Nope, none, nada, zilch.


Only the RAM and the HDD are upgradeable. Rest is soldered in place and model/release specific. Can't even switch parts between releases, if you could get them.


On your next MBP, consider getting a 15" if you want faster video. The 13" have shared video memory, which competes with the main CPU and ruins video performance in grand fashion. 15" and 17" have dedicated VRAM up to 1GB and more powerful GPUs.

23 replies

Apr 13, 2012 6:24 PM in response to Csound1

"A chain is a strong as its weakest link". We need to do a bottleneck analysis. The vast majority of the published maximum Bus speed for a single drive on a SATA Bus is simply not attainable.


Today's 7200 RPM drives source data off the platters at about 100 to 125 MBytes/sec. Be generous and say 128MBytes/sec*8bits/byte and you get 1024M bits/sec BEST CASE. That is a little faster than FireWire 800 speeds, and slower than 1.5 Mbits/sec eSATA.


Running the pipe at 6G bits a second does not speed anything up, unless we can somehow get more bits/sec off the drive.


With a free-standing RAID Array, you can eliminate some of the dead time while drives are seeking, but the transfer rate does not improve unless you can actually be transferring from multiple drives at once into a cache in the RAID card.

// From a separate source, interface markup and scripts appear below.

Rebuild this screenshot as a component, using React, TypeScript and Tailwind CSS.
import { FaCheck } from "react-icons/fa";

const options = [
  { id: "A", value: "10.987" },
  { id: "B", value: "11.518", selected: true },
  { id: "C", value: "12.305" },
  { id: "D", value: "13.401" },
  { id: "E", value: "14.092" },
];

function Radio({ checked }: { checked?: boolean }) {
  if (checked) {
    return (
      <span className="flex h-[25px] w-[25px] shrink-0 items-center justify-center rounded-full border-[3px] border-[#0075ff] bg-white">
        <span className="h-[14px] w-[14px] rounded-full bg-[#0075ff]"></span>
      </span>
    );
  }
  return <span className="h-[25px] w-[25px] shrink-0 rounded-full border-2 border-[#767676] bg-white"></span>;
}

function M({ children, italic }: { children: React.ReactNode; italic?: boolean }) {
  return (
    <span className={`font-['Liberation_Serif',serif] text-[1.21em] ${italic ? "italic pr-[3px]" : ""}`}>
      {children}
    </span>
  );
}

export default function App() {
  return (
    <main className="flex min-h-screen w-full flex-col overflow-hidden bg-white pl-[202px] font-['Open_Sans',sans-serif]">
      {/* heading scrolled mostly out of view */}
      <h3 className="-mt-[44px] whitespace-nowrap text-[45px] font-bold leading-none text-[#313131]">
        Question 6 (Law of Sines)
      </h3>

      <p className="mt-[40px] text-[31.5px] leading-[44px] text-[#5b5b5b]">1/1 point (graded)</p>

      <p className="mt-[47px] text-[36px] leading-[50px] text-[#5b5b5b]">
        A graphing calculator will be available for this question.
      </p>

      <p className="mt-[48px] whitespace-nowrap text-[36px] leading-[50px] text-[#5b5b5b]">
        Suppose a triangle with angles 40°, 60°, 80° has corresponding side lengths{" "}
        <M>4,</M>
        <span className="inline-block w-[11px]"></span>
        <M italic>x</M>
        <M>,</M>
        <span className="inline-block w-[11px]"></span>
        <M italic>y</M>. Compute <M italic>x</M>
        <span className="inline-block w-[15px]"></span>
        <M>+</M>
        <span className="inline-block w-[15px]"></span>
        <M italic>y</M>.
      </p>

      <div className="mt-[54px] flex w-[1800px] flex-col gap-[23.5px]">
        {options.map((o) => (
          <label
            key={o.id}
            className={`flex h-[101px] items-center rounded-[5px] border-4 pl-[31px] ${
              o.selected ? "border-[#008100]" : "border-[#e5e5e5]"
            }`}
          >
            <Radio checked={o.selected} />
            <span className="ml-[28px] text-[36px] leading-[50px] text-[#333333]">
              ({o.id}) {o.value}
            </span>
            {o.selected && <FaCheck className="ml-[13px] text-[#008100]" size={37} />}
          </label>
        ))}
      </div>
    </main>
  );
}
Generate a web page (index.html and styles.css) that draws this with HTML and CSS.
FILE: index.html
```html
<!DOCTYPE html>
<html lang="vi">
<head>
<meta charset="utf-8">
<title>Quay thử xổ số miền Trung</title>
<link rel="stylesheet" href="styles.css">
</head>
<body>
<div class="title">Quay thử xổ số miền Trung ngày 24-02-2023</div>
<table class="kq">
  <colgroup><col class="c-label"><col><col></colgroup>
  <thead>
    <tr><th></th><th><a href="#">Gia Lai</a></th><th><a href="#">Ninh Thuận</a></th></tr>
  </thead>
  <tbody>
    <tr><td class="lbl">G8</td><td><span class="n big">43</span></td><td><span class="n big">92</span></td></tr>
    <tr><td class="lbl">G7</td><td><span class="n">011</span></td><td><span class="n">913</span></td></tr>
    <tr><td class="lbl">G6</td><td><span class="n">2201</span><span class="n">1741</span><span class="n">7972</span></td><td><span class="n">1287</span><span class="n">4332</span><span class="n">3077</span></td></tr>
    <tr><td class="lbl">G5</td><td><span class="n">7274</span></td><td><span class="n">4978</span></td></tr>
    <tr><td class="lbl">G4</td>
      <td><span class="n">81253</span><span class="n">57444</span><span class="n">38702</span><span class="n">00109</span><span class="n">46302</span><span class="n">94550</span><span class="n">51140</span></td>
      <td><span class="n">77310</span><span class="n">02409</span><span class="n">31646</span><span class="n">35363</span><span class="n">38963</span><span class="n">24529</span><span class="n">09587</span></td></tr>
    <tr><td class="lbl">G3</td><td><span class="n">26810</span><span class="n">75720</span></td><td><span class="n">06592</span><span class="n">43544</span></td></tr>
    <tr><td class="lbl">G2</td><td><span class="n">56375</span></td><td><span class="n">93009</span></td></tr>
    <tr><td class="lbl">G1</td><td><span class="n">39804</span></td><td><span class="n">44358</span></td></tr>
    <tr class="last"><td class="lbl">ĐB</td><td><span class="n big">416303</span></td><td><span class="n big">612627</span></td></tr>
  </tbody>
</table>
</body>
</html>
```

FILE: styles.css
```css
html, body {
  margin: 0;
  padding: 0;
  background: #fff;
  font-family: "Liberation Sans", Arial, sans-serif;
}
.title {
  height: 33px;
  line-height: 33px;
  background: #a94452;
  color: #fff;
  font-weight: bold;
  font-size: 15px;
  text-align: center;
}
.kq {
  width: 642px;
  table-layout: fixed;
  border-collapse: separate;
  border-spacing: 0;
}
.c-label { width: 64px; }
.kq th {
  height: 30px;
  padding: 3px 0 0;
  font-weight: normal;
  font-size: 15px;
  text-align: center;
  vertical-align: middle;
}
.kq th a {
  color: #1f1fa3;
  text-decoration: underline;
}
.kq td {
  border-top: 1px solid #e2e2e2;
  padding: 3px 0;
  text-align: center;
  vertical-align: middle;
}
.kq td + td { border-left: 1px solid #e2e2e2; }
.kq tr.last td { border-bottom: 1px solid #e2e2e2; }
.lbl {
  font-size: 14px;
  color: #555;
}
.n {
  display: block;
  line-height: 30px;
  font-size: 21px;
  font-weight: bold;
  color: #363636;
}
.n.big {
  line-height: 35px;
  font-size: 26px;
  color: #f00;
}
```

Apr 14, 2012 7:52 AM in response to Csound1

Csound1 wrote:


Come on, it's not hard, in any chain the slowest link is the maximum speed available from the chain.


Your assumming the hard drive can maximize the bandwidth offered to it, it can't.


It's even more hobbled if it's doing extra duty like caching memory or VRAM like the (lower end MBP's tends to do) or if the drive is filling up and using the smaller sectors, it also has to complete one job before it can start another.



you have a hosepipe, it flows 1 gallon per minute, it matters not that the pump can supply 10 gallons per minute, only 1 gallon will emerge from the hose, per minute.



Using your pump and hose anology in the OP's case,


One pump is able to supply 2 gallons a minute over the SATA2 pipe being able to handle 20 gallons a minute = 2 gallons a minute.


Two pumps supplies 4 gallons a minute over a FW 800 pipe being able to handle 5 gallons a minute = 4 gallons a minute


Three pumps suppling 6 gallons a minute over a FW 800 pipe being able to handle only 5 gallons a minute = 5 gallons a minute.


Four pumps supplying 8 gallons a minute over the SATA2 pipe being able to handle 20 gallons a minute = 8 gallons a minute.



Interface speeds have improved tremendously, however hard drive speeds have not, especially for laptops.


Most all laptops still come with 5,400 RPM drives for the reason that higher speed drives (7,200-15,000 RPMs) are more suspectible to shock and can drain more power.



Using a RAID system that can split the data path (RAID 0, 5 etc) this allows more pumps to be used and can maximize the over all data transfer rate, free up the boot drive to be doing something else, like caching memory if they go over their RAM limit for instance.

Video card Upgrade options?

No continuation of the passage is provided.